Anyway, most bloggers like to leave comments in other blogs from time to time, for various reasons, and it’s most definitely a way to expand one’s personal blogosphere.

Baumer, Sueyoshi & Tomlinson is the only paper that I know of that looks specifically at blog readers. This is a good idea. However, in their study "only three of the fifteen participants do not have their own blog." (1117); so basically, they are mostly bloggers talking about their reading practices. Hopefully, someone else will look more at the blog readers – in my upcoming survey, I will allow for them to answer questions even if they don’t have a blog.

There are three levels to blogs in terms of the blogosphere: the bloggers, the commenters, and the readers.

Also to be noted that, in terms of influence, the bloggers are the opinion leaders, trendsetters, and so on. So power radiates out from those who engage the most in the formative practices of the blogosphere.

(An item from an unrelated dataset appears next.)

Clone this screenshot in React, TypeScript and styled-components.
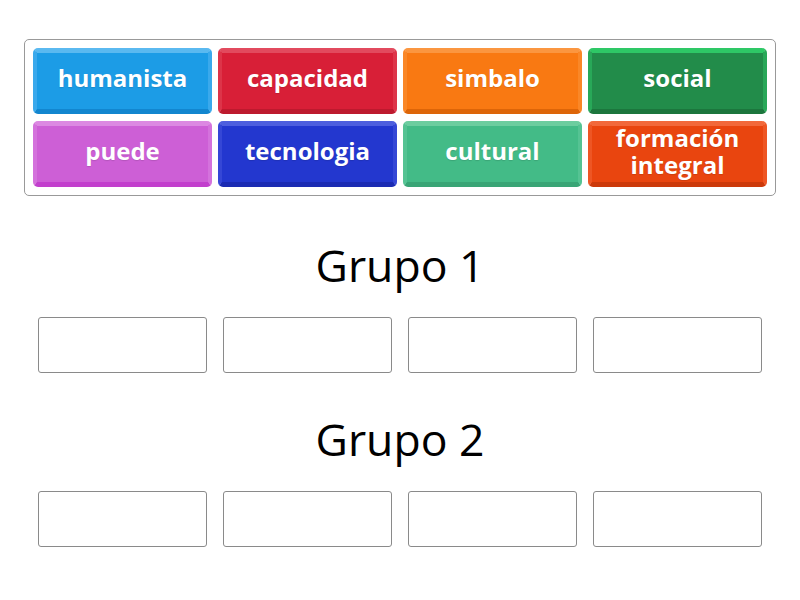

There are some differences in terms of types of blogs though. In the 'normal' blogs (i.e. personal/lifestyle which are the majority), most of the commenters tend to also have a blog; but in the SoPo blogs this is less likely. This may also be because people in Malaysia are more careful about giving political opinions in public.

I have also started to notice what I’m starting to call 'professional commenters'. The name isn’t quite right, as they are not making money or anything, but what I mean is that these commenters regularly comment in blogs, becoming a fixture of particular blogs comment space, but don’t have their own blogs. It seems that these are more common in the SoPo blogs, such as rocky’s bru, or Che Det.

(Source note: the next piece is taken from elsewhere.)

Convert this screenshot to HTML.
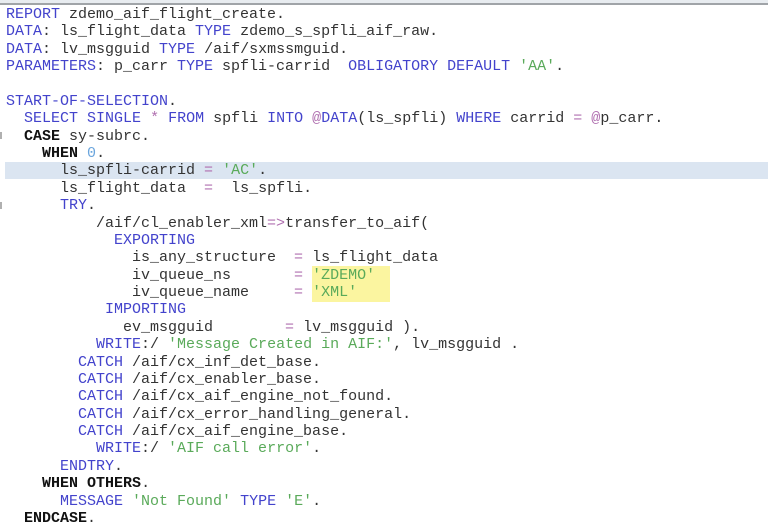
<!DOCTYPE html>
<html><head><meta charset="utf-8"><style>
html,body{margin:0;padding:0;background:#fff;}
body{width:768px;height:530px;overflow:hidden;position:relative;}
.top{position:absolute;left:0;top:0;width:768px;height:3px;background:#e8ecf0;border-bottom:2px solid #a0a4a8;}
pre{position:absolute;left:6px;top:6px;margin:0;font-family:"Liberation Mono",monospace;font-size:15px;line-height:17.38px;color:#333;letter-spacing:0;}
.k{color:#4343cc}
.s{color:#5aaa5a}
.o{color:#b070b0;font-weight:normal}
.n{color:#6aa5dd}
.b{font-weight:bold;color:#111}
.hl{position:absolute;left:5px;top:162px;width:763px;height:17px;background:#dbe5f1;}
.y1{position:absolute;left:312px;top:266px;width:78px;height:36px;background:#fbf5a0;}
.m{position:absolute;left:0;width:2px;height:7px;background:#b0b0b0;}
</style></head><body>
<div class="top"></div>
<div class="hl"></div>
<div class="y1"></div>
<div class="m" style="top:132px"></div>
<div class="m" style="top:202px"></div>
<pre><span class="k">REPORT</span> zdemo_aif_flight_create.
<span class="k">DATA</span>: ls_flight_data <span class="k">TYPE</span> zdemo_s_spfli_aif_raw.
<span class="k">DATA</span>: lv_msgguid <span class="k">TYPE</span> /aif/sxmssmguid.
<span class="k">PARAMETERS</span>: p_carr <span class="k">TYPE</span> spfli-carrid  <span class="k">OBLIGATORY</span> <span class="k">DEFAULT</span> <span class="s">'AA'</span>.

<span class="k">START-OF-SELECTION</span>.
  <span class="k">SELECT</span> <span class="k">SINGLE</span> <span class="o">*</span> <span class="k">FROM</span> spfli <span class="k">INTO</span> <span class="o">@</span><span class="k">DATA</span>(ls_spfli) <span class="k">WHERE</span> carrid <span class="o">=</span> <span class="o">@</span>p_carr.
  <span class="b">CASE</span> sy-subrc.
    <span class="b">WHEN</span> <span class="n">0</span>.
      ls_spfli-carrid <span class="o">=</span> <span class="s">'AC'</span>.
      ls_flight_data  <span class="o">=</span>  ls_spfli.
      <span class="k">TRY</span>.
          /aif/cl_enabler_xml<span class="o">=&gt;</span>transfer_to_aif(
            <span class="k">EXPORTING</span>
              is_any_structure  <span class="o">=</span> ls_flight_data
              iv_queue_ns       <span class="o">=</span> <span class="s">'ZDEMO'</span>
              iv_queue_name     <span class="o">=</span> <span class="s">'XML'</span>
           <span class="k">IMPORTING</span>
             ev_msgguid        <span class="o">=</span> lv_msgguid ).
          <span class="k">WRITE</span>:/ <span class="s">'Message Created in AIF:'</span>, lv_msgguid .
        <span class="k">CATCH</span> /aif/cx_inf_det_base.
        <span class="k">CATCH</span> /aif/cx_enabler_base.
        <span class="k">CATCH</span> /aif/cx_aif_engine_not_found.
        <span class="k">CATCH</span> /aif/cx_error_handling_general.
        <span class="k">CATCH</span> /aif/cx_aif_engine_base.
          <span class="k">WRITE</span>:/ <span class="s">'AIF call error'</span>.
      <span class="k">ENDTRY</span>.
    <span class="b">WHEN</span> <span class="b">OTHERS</span>.
      <span class="k">MESSAGE</span> <span class="s">'Not Found'</span> <span class="k">TYPE</span> <span class="s">'E'</span>.
  <span class="b">ENDCASE</span>.</pre>
</body></html>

Those two blogs are high traffic blogs, and Baumer, Sueyoshi & Tomlinson also note that there is a “tendency for the non-bloggers to read only popular, highly trafficked blogs” (ibid.:1117). However on, with a readership of apprx. 15-20K readers a day, and whose posts usually get 1-300 comments, there are a greater proportion of commenters who have blogs too (or, at least, who leave their blog url).

So, a conclusion is that SoPo blogs are less of a meeting space for bloggers, and more of a place for people to engage in political discussion. Duh. It also means that if one is looking for examples of ‘pure’ blogging, it’s not in the SoPo blogs that you’ll find it.

By 'pure' (an essentialist and flawed notion I know), I mean people who blog more for the sake of blogging, rather than to achieve non-blogging oriented goals such as political influence. Blogging is basically a socialising activity, a way for people to share interests and concerns, meet others and display one’s social eligibility.

Oops. I titled this post 'The Commentosphere' and now I’ve gone off track a bit. I guess my main point is that it would also be fruitful to study blogs just by looking at the comments. There are many kinds of interactions and practices there that say a lot about blogging, on the one hand, and also could perhaps be considered separately from blogs.

What do you think?

Bloggers, transparency, truth and personhood

Thanks to Suresh, I saw this letter in The Star, and it got me thinking about a few points about Malaysian political discourse, and discourse on blogs
MOST, if not all, bloggers demand transparency from everybody else, especially the Government and its agencies.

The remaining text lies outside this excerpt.